▶ **Exercise description**:
Copy each line below that contains "React".

-- BEGIN Stored data --

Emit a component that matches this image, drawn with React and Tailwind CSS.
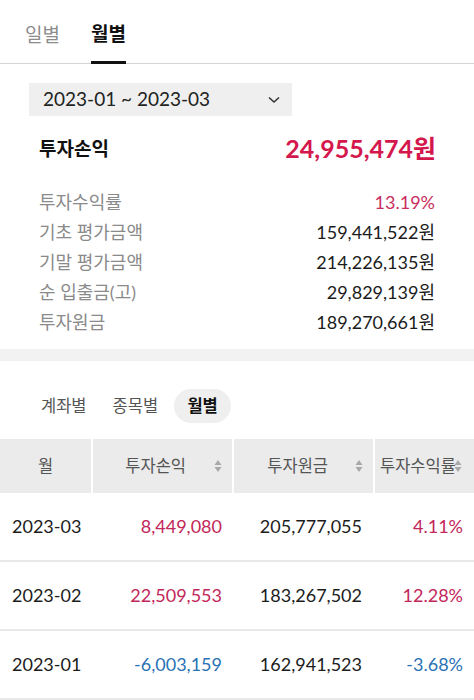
import React from 'react';

const FONT = { fontFamily: 'Lato, "Noto Sans CJK KR", sans-serif' };

const summary = [
  { label: '투자수익률', value: '13.19%', color: 'text-[#c92d5e]' },
  { label: '기초 평가금액', value: '159,441,522원' },
  { label: '기말 평가금액', value: '214,226,135원' },
  { label: '순 입출금(고)', value: '29,829,139원' },
  { label: '투자원금', value: '189,270,661원' },
];

const rows = [
  { month: '2023-03', pnl: '8,449,080', principal: '205,777,055', rate: '4.11%', up: true },
  { month: '2023-02', pnl: '22,509,553', principal: '183,267,502', rate: '12.28%', up: true },
  { month: '2023-01', pnl: '-6,003,159', principal: '162,941,523', rate: '-3.68%', up: false },
];

const SortIcon = () => (
  <svg width="8" height="14" viewBox="0 0 8 14" className="shrink-0">
    <path d="M4 1 L7.5 6 H0.5 Z" fill="#a8a8a8" />
    <path d="M4 13 L7.5 8 H0.5 Z" fill="#a8a8a8" />
  </svg>
);

export default function App() {
  return (
    <div className="w-[474px] h-[700px] overflow-hidden bg-white text-[#222]" style={FONT}>
      {/* top tabs */}
      <div className="h-[64px] border-b border-[#d4d4d4] flex gap-[31px] pl-[25px]">
        <div className="h-full flex items-center pt-[8px] text-[19px] text-[#8c8c8c]">일별</div>
        <div className="h-full flex flex-col">
          <div className="flex-1 flex items-center pt-[8px] text-[19px] font-bold text-[#111]">월별</div>
          <div className="h-[3px] bg-[#111] -mb-[1px]" />
        </div>
      </div>

      {/* period select */}
      <div className="px-[29px] pt-[19px]">
        <div className="w-[263px] h-[33px] bg-[#efefef] flex items-center justify-between pl-[14px] pr-[12px]">
          <span className="text-[19px] text-[#222]">2023-01 ~ 2023-03</span>
          <svg width="12" height="8" viewBox="0 0 12 8">
            <path d="M1 1.5 L6 6 L11 1.5" fill="none" stroke="#333" strokeWidth="1.6" />
          </svg>
        </div>
      </div>

      {/* summary */}
      <div className="px-[39px] pt-[17px]">
        <div className="flex items-center justify-between h-[32px]">
          <span className="text-[19px] font-bold text-[#111]">투자손익</span>
          <span className="text-[25px] font-bold text-[#d4174c] -mr-[1px]">24,955,474원</span>
        </div>
        <div className="mt-[22px] flex flex-col">
          {summary.map((s) => (
            <div key={s.label} className="flex items-center justify-between h-[30px]">
              <span className="text-[18px] text-[#8a8a8a]">{s.label}</span>
              <span className={`text-[18px] ${s.color || 'text-[#1c1c1c]'}`}>{s.value}</span>
            </div>
          ))}
        </div>
      </div>

      <div className="mt-[12px] h-[12px] bg-[#f2f2f2]" />

      {/* sub tabs */}
      <div className="flex items-center pl-[41px] pt-[28px]">
        <span className="text-[16.5px] text-[#555]">계좌별</span>
        <span className="ml-[26px] text-[16.5px] text-[#555]">종목별</span>
        <span className="ml-[16px] h-[34px] w-[57px] rounded-full bg-[#efefef] flex items-center justify-center text-[16.5px] font-bold text-[#111]">월별</span>
      </div>

      {/* table */}
      <div className="mt-[16px] grid grid-cols-[91px_141px_141px_101px] text-[16.5px] text-[#555]">
        <div className="h-[54px] bg-[#ebebeb] flex items-center justify-center">월</div>
        <div className="h-[54px] bg-[#ebebeb] border-l-2 border-white flex items-center justify-end pr-[10px] gap-[28px]">
          <span>투자손익</span>
          <SortIcon />
        </div>
        <div className="h-[54px] bg-[#ebebeb] border-l-2 border-white flex items-center justify-end pr-[10px] gap-[27px]">
          <span>투자원금</span>
          <SortIcon />
        </div>
        <div className="h-[54px] bg-[#ebebeb] border-l-2 border-white flex items-center pl-[5px] overflow-hidden whitespace-nowrap">
          <span>투자수익률</span>
          <span className="-ml-[2px] flex"><SortIcon /></span>
        </div>

        {rows.map((r) => {
          const c = r.up ? 'text-[#c2275a]' : 'text-[#2a72b5]';
          return (
            <React.Fragment key={r.month}>
              <div className="h-[69px] border-b-2 border-[#e8e8e8] flex items-center pl-[12px] text-[18px] text-[#1c1c1c]">{r.month}</div>
              <div className={`h-[69px] border-b-2 border-[#e8e8e8] flex items-center justify-end pr-[10px] text-[18px] ${c}`}>{r.pnl}</div>
              <div className="h-[69px] border-b-2 border-[#e8e8e8] flex items-center justify-end pr-[11px] text-[18px] text-[#1c1c1c]">{r.principal}</div>
              <div className={`h-[69px] border-b-2 border-[#e8e8e8] flex items-center justify-end pr-[11px] text-[18px] ${c}`}>{r.rate}</div>
            </React.Fragment>
          );
        })}
      </div>
    </div>
  );
}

-- END Stored data --

▶ **Result of this task**:
Emit a component that matches this image, drawn with React and Tailwind CSS.
import React from 'react';
            <React.Fragment key={r.month}>
            </React.Fragment>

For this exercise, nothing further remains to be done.